** Start of Data to use **

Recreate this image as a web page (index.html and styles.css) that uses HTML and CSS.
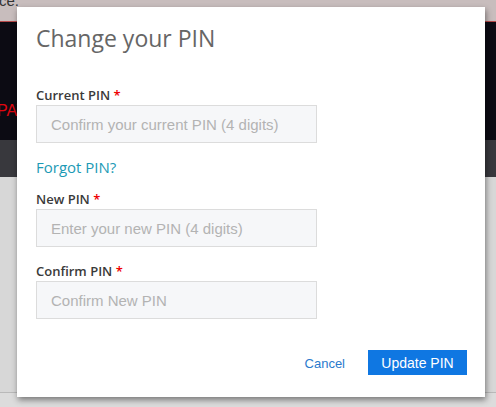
FILE: index.html
```html
<!DOCTYPE html>
<html>
<head>
<meta charset="utf-8">
<link rel="stylesheet" href="styles.css">
</head>
<body>
<div class="page">
  <div class="topbar"><span class="topbar-text">ce.</span></div>
  <div class="hero"><span class="hero-text">PAY</span></div>
  <div class="subnav"></div>
  <div class="content"></div>
  <div class="footer"></div>
</div>
<div class="modal">
  <h1 class="modal-title">Change your PIN</h1>
  <div class="field">
    <label class="field-label">Current PIN <span class="req">*</span></label>
    <input class="field-input" type="password" placeholder="Confirm your current PIN (4 digits)">
  </div>
  <a class="forgot" href="#">Forgot PIN?</a>
  <div class="field field-mid">
    <label class="field-label">New PIN <span class="req">*</span></label>
    <input class="field-input" type="password" placeholder="Enter your new PIN (4 digits)">
  </div>
  <div class="field field-last">
    <label class="field-label">Confirm PIN <span class="req">*</span></label>
    <input class="field-input" type="password" placeholder="Confirm New PIN">
  </div>
  <div class="actions">
    <a class="cancel" href="#">Cancel</a>
    <button class="primary" type="button">Update PIN</button>
  </div>
</div>
</body>
</html>
```

FILE: styles.css
```css
html, body {
  margin: 0;
  padding: 0;
  height: 100%;
  overflow: hidden;
}
body {
  font-family: "Open Sans", "Liberation Sans", sans-serif;
  background: #d7d7d7;
  position: relative;
}
.page {
  display: flex;
  flex-direction: column;
  height: 407px;
}
.topbar {
  height: 22px;
  background: #c8bdbd;
  border-bottom: 1px solid #b84a4a;
  box-sizing: border-box;
  overflow: hidden;
}
.topbar-text {
  display: block;
  margin-top: -9px;
  margin-left: -1px;
  font-family: "Liberation Sans", sans-serif;
  font-size: 15px;
  color: #333;
  line-height: 20px;
}
.hero {
  height: 118px;
  background: #0c0b13;
  overflow: hidden;
}
.hero-text {
  display: block;
  margin-top: 80px;
  margin-left: -3px;
  font-family: "Liberation Sans", sans-serif;
  font-size: 16px;
  color: #e0060f;
}
.subnav {
  height: 37px;
  background: #38383d;
}
.content {
  flex: 1;
  background: #d7d7d7;
  border-bottom: 1px solid #b9b9b9;
}
.footer {
  height: 14px;
  background: #dcdcdc;
}
.modal {
  position: absolute;
  left: 17px;
  top: 7px;
  width: 468px;
  height: 390px;
  box-sizing: border-box;
  background: #fff;
  box-shadow: 1px 3px 6px rgba(0, 0, 0, 0.45);
  padding: 15px 18px 0 19px;
}
.modal-title {
  margin: 0 0 32px;
  font-size: 23px;
  font-weight: 400;
  line-height: normal;
  color: #666;
}
.field {
  display: flex;
  flex-direction: column;
  margin-bottom: 14px;
}
.field-mid {
  margin-bottom: 15px;
}
.field-last {
  margin-bottom: 32px;
}
.field-label {
  font-size: 13px;
  font-weight: 600;
  color: #3a3a3a;
  line-height: normal;
  margin-bottom: 1px;
}
.req {
  color: #e00;
}
.field-input {
  width: 281px;
  height: 38px;
  box-sizing: border-box;
  border: 1px solid #dcdcdc;
  background: #f6f7f9;
  padding: 0 14px;
  font-family: "Liberation Sans", sans-serif;
  font-size: 15px;
  color: #333;
  outline: none;
}
.field-input::placeholder {
  color: #b3b3b3;
}
.forgot {
  display: block;
  font-size: 15px;
  line-height: normal;
  color: #1c9ab5;
  text-decoration: none;
  margin-bottom: 13px;
}
.actions {
  display: flex;
  justify-content: flex-end;
  align-items: center;
  gap: 23px;
}
.cancel {
  font-family: "Liberation Sans", sans-serif;
  font-size: 13px;
  color: #2a7acd;
  text-decoration: none;
}
.primary {
  width: 99px;
  height: 25px;
  margin-top: -1px;
  border: none;
  border-radius: 0;
  background: #0f77e2;
  color: #fff;
  font-family: "Liberation Sans", sans-serif;
  font-size: 14px;
  padding: 0;
}
```
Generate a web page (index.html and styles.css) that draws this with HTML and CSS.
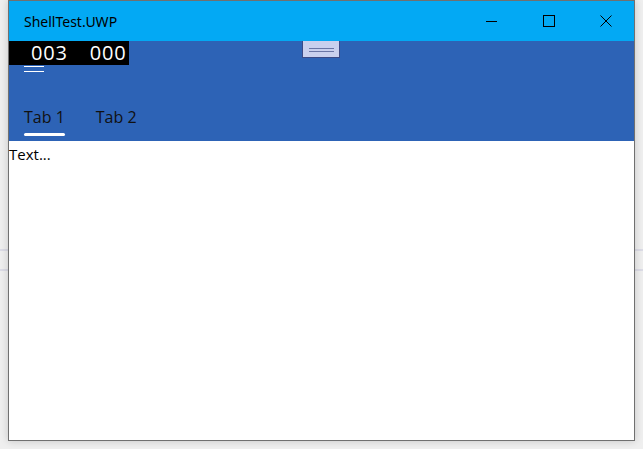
FILE: index.html
```html
<!DOCTYPE html>
<html>
<head>
<meta charset="utf-8">
<link rel="stylesheet" href="styles.css">
</head>
<body>
<div class="desktop">
  <div class="bgline bgline1"></div>
  <div class="bgline bgline2"></div>
  <div class="window">
    <div class="titlebar">
      <span class="title">ShellTest.UWP</span>
      <div class="controls">
        <div class="ctl">
          <svg width="12" height="12" viewBox="0 0 12 12"><path d="M0 6.5h11" stroke="#000" stroke-width="1"/></svg>
        </div>
        <div class="ctl">
          <svg width="12" height="12" viewBox="0 0 12 12"><rect x="0.5" y="0.5" width="11" height="11" fill="none" stroke="#000" stroke-width="1"/></svg>
        </div>
        <div class="ctl">
          <svg width="12" height="12" viewBox="0 0 12 12"><path d="M0.5 0.5L11.5 11.5M11.5 0.5L0.5 11.5" stroke="#000" stroke-width="1"/></svg>
        </div>
      </div>
    </div>
    <div class="header">
      <div class="counter"><span>003</span><span>000</span></div>
      <div class="handle"><div class="grip"></div></div>
      <div class="hamburger"><i></i><i></i></div>
      <div class="tabs">
        <div class="tab active">Tab 1</div>
        <div class="tab">Tab 2</div>
      </div>
    </div>
    <div class="content">Text...</div>
  </div>
</div>
</body>
</html>
```

FILE: styles.css
```css
html, body {
  margin: 0;
  padding: 0;
}
body {
  width: 643px;
  height: 449px;
  overflow: hidden;
  background: #efefef;
  font-family: "Open Sans", "Noto Sans", sans-serif;
}
.desktop {
  position: relative;
  width: 643px;
  height: 449px;
}
.bgline {
  position: absolute;
  left: 0;
  right: 0;
  height: 2px;
  background: #dcdce6;
}
.bgline1 { top: 249px; }
.bgline2 { top: 269px; }
.window {
  position: absolute;
  left: 8px;
  top: 0;
  width: 625px;
  height: 439px;
  border: 1px solid #707070;
  background: #fff;
  box-shadow: 0 0 8px rgba(0,0,0,0.18);
  display: flex;
  flex-direction: column;
}
.titlebar {
  height: 40px;
  background: #03a9f4;
  display: flex;
  align-items: center;
  flex-shrink: 0;
}
.title {
  margin-left: 15px;
  font-size: 14px;
  color: #000;
  font-family: "Noto Sans", "Open Sans", sans-serif;
  margin-top: 1px;
}
.controls {
  margin-left: auto;
  display: flex;
}
.ctl {
  width: 57px;
  height: 40px;
  display: flex;
  align-items: center;
  justify-content: center;
}
.ctl svg { display: block; }
.header {
  position: relative;
  height: 100px;
  background: #2d63b6;
  flex-shrink: 0;
}
.counter {
  position: absolute;
  left: 0;
  top: 0;
  width: 120px;
  height: 24px;
  background: #000;
  color: #fff;
  font-size: 20px;
  font-weight: 500;
  letter-spacing: 0.8px;
  line-height: 23px;
  display: flex;
  gap: 22px;
  padding-left: 22px;
  box-sizing: border-box;
  z-index: 2;
}
.handle {
  position: absolute;
  left: 293px;
  top: 0;
  width: 36px;
  height: 16px;
  background: #c9d0ee;
  border: 1px solid #3b4a86;
  border-top: none;
  display: flex;
  align-items: center;
  justify-content: center;
}
.grip {
  width: 25px;
  height: 2px;
  border-top: 1px solid #6a76a6;
  border-bottom: 1px solid #6a76a6;
  margin-top: 1px;
}
.hamburger {
  position: absolute;
  left: 15px;
  top: 25px;
  width: 20px;
  display: flex;
  flex-direction: column;
  gap: 4px;
}
.hamburger i {
  display: block;
  height: 1px;
  background: #fff;
}
.tabs {
  position: absolute;
  left: 15px;
  top: 64px;
  display: flex;
  gap: 31px;
}
.tab {
  position: relative;
  font-size: 16px;
  color: #111;
  line-height: 24px;
}
.tab.active::after {
  content: "";
  position: absolute;
  left: 0;
  right: 0;
  top: 28px;
  height: 3px;
  border-radius: 2px;
  background: #fff;
}
.content {
  flex: 1;
  font-size: 15px;
  color: #000;
  line-height: 20px;
  padding-top: 3px;
}
```
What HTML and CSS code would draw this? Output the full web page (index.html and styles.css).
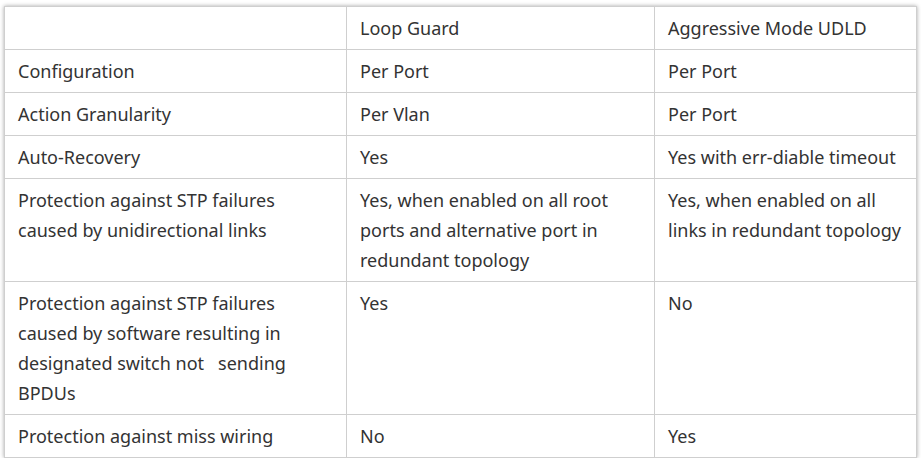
FILE: index.html
```html
<!DOCTYPE html>
<html>
<head>
<meta charset="utf-8">
<link rel="stylesheet" href="styles.css">
</head>
<body>
<table class="cmp">
  <colgroup>
    <col class="c1"><col class="c2"><col class="c3">
  </colgroup>
  <tr><td></td><td>Loop Guard</td><td>Aggressive Mode UDLD</td></tr>
  <tr><td>Configuration</td><td>Per Port</td><td>Per Port</td></tr>
  <tr><td>Action Granularity</td><td>Per Vlan</td><td>Per Port</td></tr>
  <tr><td>Auto-Recovery</td><td>Yes</td><td>Yes with err-diable timeout</td></tr>
  <tr><td>Protection against STP failures<br>caused by unidirectional links</td><td>Yes, when enabled on all root<br>ports and alternative port in<br>redundant topology</td><td>Yes, when enabled on all<br>links in redundant topology</td></tr>
  <tr><td>Protection against STP failures<br>caused by software resulting in<br>designated switch not &nbsp; sending<br>BPDUs</td><td>Yes</td><td>No</td></tr>
  <tr><td>Protection against miss wiring</td><td>No</td><td>Yes</td></tr>
</table>
</body>
</html>
```
FILE: styles.css
```css
html, body { margin: 0; padding: 0; background: #fff; }
body { padding: 6px 0 0 4px; }
.cmp {
  border-collapse: collapse;
  table-layout: fixed;
  width: 912px;
  font-family: "Noto Sans", sans-serif;
  font-size: 18px;
  color: #333;
  box-shadow: 0 0 4px rgba(0,0,0,0.35);
}
.c1 { width: 342px; }
.c2 { width: 308px; }
.c3 { width: 262px; }
.cmp td {
  border: 1px solid #cfcfcf;
  padding: 6px 13px 6px 13px;
  line-height: 30px;
  vertical-align: top;
  white-space: nowrap;
}
```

** End of Data to use **

# What to work on
Set down exactly, from the line that contains "What HTML and" through the last line of the data, each line as it stands, and leave the pictures out.

# Reply
What HTML and CSS code would draw this? Output the full web page (index.html and styles.css).
FILE: index.html
```html
<!DOCTYPE html>
<html>
<head>
<meta charset="utf-8">
<link rel="stylesheet" href="styles.css">
</head>
<body>
<table class="cmp">
  <colgroup>
    <col class="c1"><col class="c2"><col class="c3">
  </colgroup>
  <tr><td></td><td>Loop Guard</td><td>Aggressive Mode UDLD</td></tr>
  <tr><td>Configuration</td><td>Per Port</td><td>Per Port</td></tr>
  <tr><td>Action Granularity</td><td>Per Vlan</td><td>Per Port</td></tr>
  <tr><td>Auto-Recovery</td><td>Yes</td><td>Yes with err-diable timeout</td></tr>
  <tr><td>Protection against STP failures<br>caused by unidirectional links</td><td>Yes, when enabled on all root<br>ports and alternative port in<br>redundant topology</td><td>Yes, when enabled on all<br>links in redundant topology</td></tr>
  <tr><td>Protection against STP failures<br>caused by software resulting in<br>designated switch not &nbsp; sending<br>BPDUs</td><td>Yes</td><td>No</td></tr>
  <tr><td>Protection against miss wiring</td><td>No</td><td>Yes</td></tr>
</table>
</body>
</html>
```
FILE: styles.css
```css
html, body { margin: 0; padding: 0; background: #fff; }
body { padding: 6px 0 0 4px; }
.cmp {
  border-collapse: collapse;
  table-layout: fixed;
  width: 912px;
  font-family: "Noto Sans", sans-serif;
  font-size: 18px;
  color: #333;
  box-shadow: 0 0 4px rgba(0,0,0,0.35);
}
.c1 { width: 342px; }
.c2 { width: 308px; }
.c3 { width: 262px; }
.cmp td {
  border: 1px solid #cfcfcf;
  padding: 6px 13px 6px 13px;
  line-height: 30px;
  vertical-align: top;
  white-space: nowrap;
}
```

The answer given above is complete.